I was then going to talk about heroes, the people I looked up to as a kid, and how today's generation don't have that. For them, training camp doesn't start every year with the same heroes as the previous year.  I might have had maybe a couple of new young guys vying for my worship, but it was the same team. I knew that the Canadiens were the best team.  They didn't win every game, they were human, but they tried hard, they fought every game. They conquered evil, Bruins, Flyers, Nordiques, it didn't matter. The Expos were young and had promise, and would win, if it wasn't for friggin' Dale Murphy and Willie Stargell and Dave Parker. Rick Monday. They'd win eventually, you just had to work harder. Believe. The Alouettes were the best, except that the Eskimos had this freaky quarterback, Warren Moon, who could throw the ball like you couldn't believe, my father would get all excited about his short delivery, even if he was on the wrong team. They also had this weird receiver, Brian Kelly, with a squeaky high voice, and he didn't look like much, but he killed us. You learned a lot from all this.

I'd then circle back to Tomas Kaberle, how he'd been a Maple Leaf forever, how it was shoved down my throat for so long how on the one hand he was such a great offensive defenceman but on the other how the Leafs forever tried to trade him but couldn't find any suckers to take him off their hands. How I don't necessarily even dislike the Leafs, but I hate the undeserved focus on them, I'm living out in BC now and have to listen to English broadcasts, and man am I sick of hearing how this year, this is the year they make the playoffs, every year, year after year. But now I do dislike the Leafs, they have these criminals playing for them, Tie Domi and Wade Belak and Darcy Tucker. Marchment. Now I do kind of hate them. And I hate this lazy, passionless defenceman they have, that guy with the red cheeks who looks like he's twelve years old. The guy who routinely skates back to his bench after a goal against, impassive, after letting some guy stickhandle around him and beat him like a meringue. I hate how they talk him up but he's so obviously incapable and lacking emotion.

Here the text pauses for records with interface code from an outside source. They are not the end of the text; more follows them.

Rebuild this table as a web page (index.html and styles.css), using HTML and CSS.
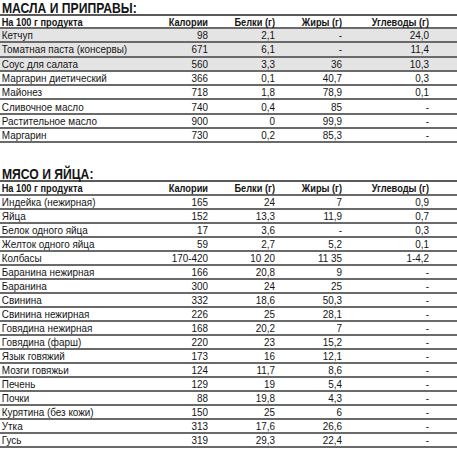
FILE: index.html
```html
<!DOCTYPE html>
<html lang="ru">
<head>
<meta charset="utf-8">
<title>Калорийность продуктов</title>
<link rel="stylesheet" href="styles.css">
</head>
<body>
<section class="block oils">
  <h2 class="title"><span>МАСЛА И ПРИПРАВЫ:</span></h2>
  <div class="row head"><span>На 100 г продукта</span><span>Калории</span><span>Белки (г)</span><span>Жиры (г)</span><span>Углеводы (г)</span></div>
  <div class="row shade"><span>Кетчуп</span><span>98</span><span>2,1</span><span>-</span><span>24,0</span></div>
  <div class="row shade"><span>Томатная паста (консервы)</span><span>671</span><span>6,1</span><span>-</span><span>11,4</span></div>
  <div class="row shade"><span>Соус для салата</span><span>560</span><span>3,3</span><span>36</span><span>10,3</span></div>
  <div class="row"><span>Маргарин диетический</span><span>366</span><span>0,1</span><span>40,7</span><span>0,3</span></div>
  <div class="row"><span>Майонез</span><span>718</span><span>1,8</span><span>78,9</span><span>0,1</span></div>
  <div class="row"><span>Сливочное масло</span><span>740</span><span>0,4</span><span>85</span><span>-</span></div>
  <div class="row"><span>Растительное масло</span><span>900</span><span>0</span><span>99,9</span><span>-</span></div>
  <div class="row"><span>Маргарин</span><span>730</span><span>0,2</span><span>85,3</span><span>-</span></div>
</section>
<section class="block meat">
  <h2 class="title"><span>МЯСО И ЯЙЦА:</span></h2>
  <div class="row head"><span>На 100 г продукта</span><span>Калории</span><span>Белки (г)</span><span>Жиры (г)</span><span>Углеводы (г)</span></div>
  <div class="row"><span>Индейка (нежирная)</span><span>165</span><span>24</span><span>7</span><span>0,9</span></div>
  <div class="row"><span>Яйца</span><span>152</span><span>13,3</span><span>11,9</span><span>0,7</span></div>
  <div class="row"><span>Белок одного яйца</span><span>17</span><span>3,6</span><span>-</span><span>0,3</span></div>
  <div class="row"><span>Желток одного яйца</span><span>59</span><span>2,7</span><span>5,2</span><span>0,1</span></div>
  <div class="row"><span>Колбасы</span><span>170-420</span><span>10 20</span><span>11 35</span><span>1-4,2</span></div>
  <div class="row"><span>Баранина нежирная</span><span>166</span><span>20,8</span><span>9</span><span>-</span></div>
  <div class="row"><span>Баранина</span><span>300</span><span>24</span><span>25</span><span>-</span></div>
  <div class="row"><span>Свинина</span><span>332</span><span>18,6</span><span>50,3</span><span>-</span></div>
  <div class="row"><span>Свинина нежирная</span><span>226</span><span>25</span><span>28,1</span><span>-</span></div>
  <div class="row"><span>Говядина нежирная</span><span>168</span><span>20,2</span><span>7</span><span>-</span></div>
  <div class="row"><span>Говядина (фарш)</span><span>220</span><span>23</span><span>15,2</span><span>-</span></div>
  <div class="row"><span>Язык говяжий</span><span>173</span><span>16</span><span>12,1</span><span>-</span></div>
  <div class="row"><span>Мозги говяжьи</span><span>124</span><span>11,7</span><span>8,6</span><span>-</span></div>
  <div class="row"><span>Печень</span><span>129</span><span>19</span><span>5,4</span><span>-</span></div>
  <div class="row"><span>Почки</span><span>88</span><span>19,8</span><span>4,3</span><span>-</span></div>
  <div class="row"><span>Курятина (без кожи)</span><span>150</span><span>25</span><span>6</span><span>-</span></div>
  <div class="row"><span>Утка</span><span>313</span><span>17,6</span><span>26,6</span><span>-</span></div>
  <div class="row"><span>Гусь</span><span>319</span><span>29,3</span><span>22,4</span><span>-</span></div>
</section>
</body>
</html>
```
FILE: styles.css
```css
html, body {
  margin: 0;
  padding: 0;
  background: #fff;
}
body {
  width: 457px;
  font-family: "Liberation Sans", Arial, sans-serif;
  color: #141414;
  overflow: hidden;
}
.title {
  margin: 0;
  height: 16px;
  box-sizing: border-box;
  padding-left: 2px;
  font-size: 15px;
  font-weight: bold;
  line-height: 16px;
  border-bottom: 2px solid #5a5a5a;
}
.title span {
  display: inline-block;
  transform: scaleX(0.81);
  transform-origin: left center;
}
.row {
  display: grid;
  grid-template-columns: 150px 58px 67px 67px 87px 1fr;
  align-items: center;
  box-sizing: border-box;
  border-bottom: 2px solid #6a6a6a;
  font-size: 11px;
  line-height: 12px;
}
.row span {
  text-align: right;
  white-space: nowrap;
  transform: scaleX(0.9);
  transform-origin: right center;
}
.row span:first-child {
  text-align: left;
  padding-left: 2px;
  transform-origin: left center;
}
.head {
  font-weight: bold;
}
.head span {
  transform: scaleX(0.84);
}
.shade {
  background: #e4e4e4;
}
.oils .row {
  height: 14.3px;
}
.oils .head {
  height: 13px;
}
.meat {
  margin-top: 22.7px;
}
.meat .row {
  height: 14px;
}
```
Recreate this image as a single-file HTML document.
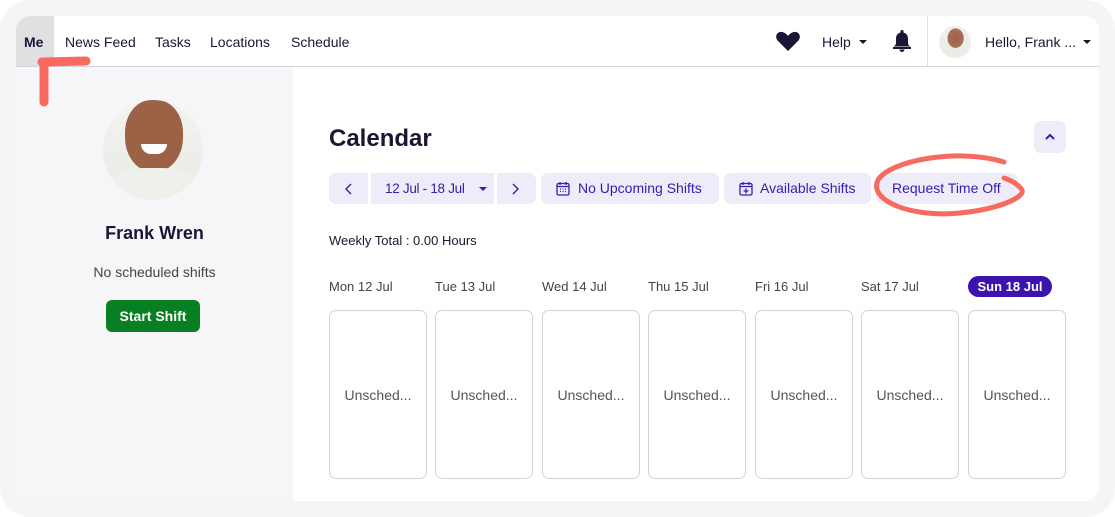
<!DOCTYPE html>
<html><head><meta charset="utf-8"><style>
*{box-sizing:border-box;margin:0;padding:0}
body{width:1115px;height:517px;background:#fff;font-family:"Liberation Sans",sans-serif;position:relative;overflow:hidden;color:#1c1533}
.frame{position:absolute;left:0;top:0;width:1115px;height:517px;background:#f5f5f8;border-radius:30px}
.card{position:absolute;left:16px;top:16px;width:1083px;height:485px;background:#fff;border-radius:14px;overflow:hidden}
.nav{position:absolute;left:0;top:0;width:1083px;height:51px;border-bottom:1px solid #d6d3de;background:#fff}
.nav span{position:absolute;top:18px;font-size:14px;color:#1c1533}
.me{position:absolute;left:0;top:0;width:38px;height:50px;background:#e0e0e3}
.side{position:absolute;left:0;top:51px;width:277px;height:434px;background:#f6f6f9}
.a{position:absolute;color:#1c1533}
.btn{position:absolute;top:157px;height:31px;background:#efecf9;border-radius:7px;color:#3a1ab0;font-size:14px;line-height:31px;white-space:nowrap}
.day{position:absolute;top:263px;font-size:13px;color:#444}
.box{position:absolute;top:294px;width:98px;height:169px;border:1px solid #d3d2d8;border-radius:7px;font-size:14px;color:#555;text-align:center;line-height:169px}
</style></head><body>
<div class="frame"></div>
<div class="card">
 <div class="nav">
  <div class="me"></div>
  <span style="left:8px;font-weight:bold">Me</span>
  <span style="left:49px">News Feed</span>
  <span style="left:139px">Tasks</span>
  <span style="left:194px">Locations</span>
  <span style="left:275px">Schedule</span>
  <svg style="position:absolute;left:759px;top:15px" width="26" height="21" viewBox="0 0 26 21"><path d="M13 20 L3 10 C-1 6 2 0 7 1 C10 1.5 12 3.5 13 5 C14 3.5 16 1.5 19 1 C24 0 27 6 23 10 Z" fill="#1c1533"/></svg>
  <span style="left:806px">Help</span>
  <svg style="position:absolute;left:843px;top:24px" width="8" height="5"><path d="M0 0H8L4 4Z" fill="#1c1533"/></svg>
  <svg style="position:absolute;left:876px;top:13px" width="20" height="24" viewBox="0 0 20 24"><path d="M10 1a1.5 1.5 0 0 1 1.5 1.5v1C15 4.5 16 7 16 10v5l2 2.5H2L4 15v-5c0-3 1-5.5 4.5-6.5v-1A1.5 1.5 0 0 1 10 1z" fill="#1c1533"/><rect x="1" y="18" width="18" height="2" fill="#1c1533"/><path d="M7.5 20.5h5a2.5 2.5 0 0 1-5 0z" fill="#1c1533"/></svg>
  <div style="position:absolute;left:911px;top:0;width:1px;height:50px;background:#dedde3"></div>
  <div style="position:absolute;left:923px;top:10px;width:32px;height:32px;border-radius:50%;background:radial-gradient(ellipse 35% 42% at 52% 38%,#9a6248 0,#a87055 70%,transparent 75%),linear-gradient(#f0efed,#e9ebe7)"></div>
  <span style="left:969px">Hello, Frank ...</span>
  <svg style="position:absolute;left:1067px;top:24px" width="8" height="5"><path d="M0 0H8L4 4Z" fill="#1c1533"/></svg>
 </div>
 <div class="side">
  <div style="position:absolute;left:87px;top:33px;width:100px;height:100px;border-radius:50%;overflow:hidden;background:linear-gradient(#f3f3f1,#e8ebe6)">
   <div style="position:absolute;left:22px;top:0;width:58px;height:72px;border-radius:45% 45% 48% 48%;background:#9c6246"></div>
   <div style="position:absolute;left:38px;top:44px;width:26px;height:10px;border-radius:0 0 12px 12px;background:#fff"></div>
   <div style="position:absolute;left:5px;top:68px;width:90px;height:40px;border-radius:40% 40% 0 0;background:#eef0ec"></div>
  </div>
  <div class="a" style="left:0;width:277px;top:156px;text-align:center;font-size:18px;font-weight:bold">Frank Wren</div>
  <div class="a" style="left:0;width:277px;top:197px;text-align:center;font-size:14px;color:#444">No scheduled shifts</div>
  <div style="position:absolute;left:90px;top:233px;width:94px;height:32px;background:#087f23;border-radius:6px;color:#fff;font-weight:bold;font-size:14px;text-align:center;line-height:32px">Start Shift</div>
 </div>
 <div class="a" style="left:313px;top:109px;font-size:24px;font-weight:bold">Calendar</div>
 <div style="position:absolute;left:1018px;top:105px;width:32px;height:32px;background:#efecf9;border-radius:7px"><svg style="position:absolute;left:11px;top:12px" width="10" height="7"><path d="M1 6L5 2L9 6" stroke="#3a1ab0" stroke-width="2" fill="none"/></svg></div>
 <div class="btn" style="left:313px;width:39px;border-radius:7px 0 0 7px"><svg style="position:absolute;left:15px;top:10px" width="8" height="12"><path d="M7 1L2 6L7 11" stroke="#3a1ab0" stroke-width="1.4" fill="none"/></svg></div>
 <div class="btn" style="left:355px;width:123px;border-radius:0;padding-left:14px;font-size:13.5px;letter-spacing:-0.3px">12 Jul - 18 Jul<svg style="position:absolute;left:108px;top:14px" width="8" height="5"><path d="M0 0H8L4 4Z" fill="#3a1ab0"/></svg></div>
 <div class="btn" style="left:481px;width:39px;border-radius:0 7px 7px 0"><svg style="position:absolute;left:15px;top:10px" width="8" height="12"><path d="M1 1L6 6L1 11" stroke="#3a1ab0" stroke-width="1.4" fill="none"/></svg></div>
 <div class="btn" style="left:525px;width:178px;padding-left:37px"><svg style="position:absolute;left:15px;top:8px" width="14" height="15" viewBox="0 0 14 15"><rect x="1" y="2.5" width="12" height="11.5" rx="1.5" stroke="#3a1ab0" fill="none" stroke-width="1.3"/><path d="M1 5.5H13M4 1v3M10 1v3" stroke="#3a1ab0" stroke-width="1.3"/><path d="M4 8h1M6.5 8h1M9 8h1M4 10.5h1M6.5 10.5h1M9 10.5h1" stroke="#3a1ab0" stroke-width="1.3"/></svg>No Upcoming Shifts</div>
 <div class="btn" style="left:708px;width:147px;padding-left:36px"><svg style="position:absolute;left:15px;top:8px" width="14" height="15" viewBox="0 0 14 15"><rect x="1" y="2.5" width="12" height="11.5" rx="1.5" stroke="#3a1ab0" fill="none" stroke-width="1.3"/><path d="M1 5.5H13M4 1v3M10 1v3M7 7.5v5M4.5 10h5" stroke="#3a1ab0" stroke-width="1.3"/></svg>Available Shifts</div>
 <div class="btn" style="left:860px;width:142px;padding-left:16px">Request Time Off</div>
 <div class="a" style="left:313px;top:217px;font-size:13px">Weekly Total : 0.00 Hours</div>
 <div class="day" style="left:313px">Mon 12 Jul</div>
 <div class="day" style="left:419px">Tue 13 Jul</div>
 <div class="day" style="left:526px">Wed 14 Jul</div>
 <div class="day" style="left:632px">Thu 15 Jul</div>
 <div class="day" style="left:739px">Fri 16 Jul</div>
 <div class="day" style="left:845px">Sat 17 Jul</div>
 <div class="day" style="left:952px;top:260px;width:84px;height:21px;background:#3a14ad;border-radius:11px;color:#fff;font-weight:bold;text-align:center;line-height:21px">Sun 18 Jul</div>
 <div class="box" style="left:313px">Unsched...</div>
 <div class="box" style="left:419px">Unsched...</div>
 <div class="box" style="left:526px">Unsched...</div>
 <div class="box" style="left:632px">Unsched...</div>
 <div class="box" style="left:739px">Unsched...</div>
 <div class="box" style="left:845px">Unsched...</div>
 <div class="box" style="left:952px">Unsched...</div>
</div>
<svg style="position:absolute;left:0;top:0" width="1115" height="517">
 <path d="M42 62 L86 61 M44 64 L44 102" stroke="#f76a60" stroke-width="9" stroke-linecap="round" fill="none"/>
 <path d="M1004 162 C960 148 890 160 878 180 C868 200 910 218 960 213 C1000 209 1025 197 1022 190 C1018 184 1010 180 1004 178" stroke="#f76a60" stroke-width="5" stroke-linecap="round" fill="none"/>
</svg>
</body></html>
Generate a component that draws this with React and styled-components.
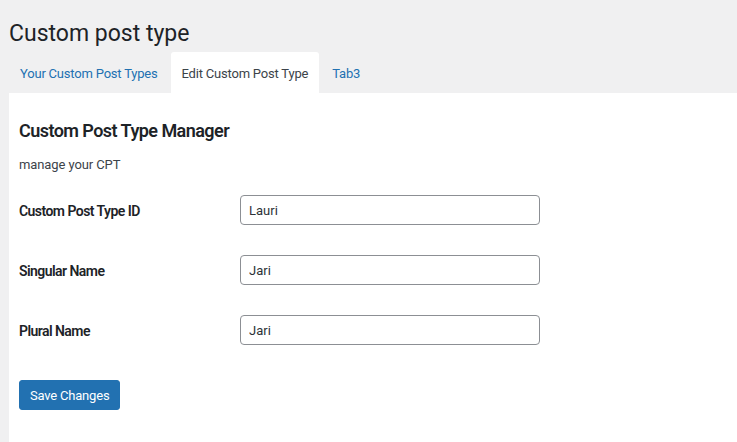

I'd have to touch on his brief stay in Boston, and then Carolina, how both teams were hornswaggled into believing the Big Lie that he's the poor man's Phil Housley. I'd have to give props to Brian Burke, who simultaneously built up and undercut his man, dangling him forever as trade bait, but never getting anywhere near his asking price, to my delight, until the Bruins bit. I thought Mr. Burke should have been happy with a 2nd round pick to unload this stiff, but he got a bounty for him eventually. The Bruins got fleeced, the Leafs improved, I was conflicted.

I'd have to stipulate, as if this wasn't obvious enough already, that there are players who have disqualified themselves from ever wearing the bleu blanc rouge. Sean Avery. Ken Linseman. Jordin Tootoo. Nevin Markwart. Brad Marchand. Pavel Bure. Tomas Kaberle is obviously on this lengthy list of Untouchables.

If I had any resolve left by this point, I would have to talk about how this trade is horribly detrimental to our goal of winning a Stanley Cup. How Erik Cole was an example of a free-agent signing that has worked, while Mr. Kaberle was the posterboy for horrible wastes of cap space, how Carolina GM Jim Rutherford was already offering his mea culpas about it. I'd have to explain how this contract was going to hamstring the Canadiens for three seasons, while we needed cap space to go after impact free agents and sign our own.

I'd have to touch on how whatever skills he had were rapidly abandoning him, how 33 year-old players who were losing their touch were a bad investment, that we should have learned the lesson by now that you invest in young players, you buy low and sell high. Get players before they peak (<25), unload them, if necessary, while they're still producing (>30).

I'd have to bring up the poorly conceived tactical plan, how Mr. Kaberle is a passer, not a shooter like Mathieu Schneider, Marc-André Bergeron or James Wisniewski who fixed our powerplay in previous seasons. That our forwards are not deadly snipers who can finish his passes, that they know this and have lost confidence and pass the puck like a hot potato instead of slavering for it, in eagerness to score the winning goal and pad their stats. That opposing penalty killers would not challenge Tomas Kaberle like they did to Tomas Plekanec and dare him to shoot.

I might have got myself all riled up that Mr. Gauthier had ignored my frequent posts encouraging him to trust our trio of young defencemen and invest our organization's energy into preparing them for the future, instead of quick fixes, like he listened to me when I advised him to let Roman Hamrlik go and to re-sign Andrei Markov. I might have but I figure by then I might have been dejected and apathetic, and wonder why I'd bother.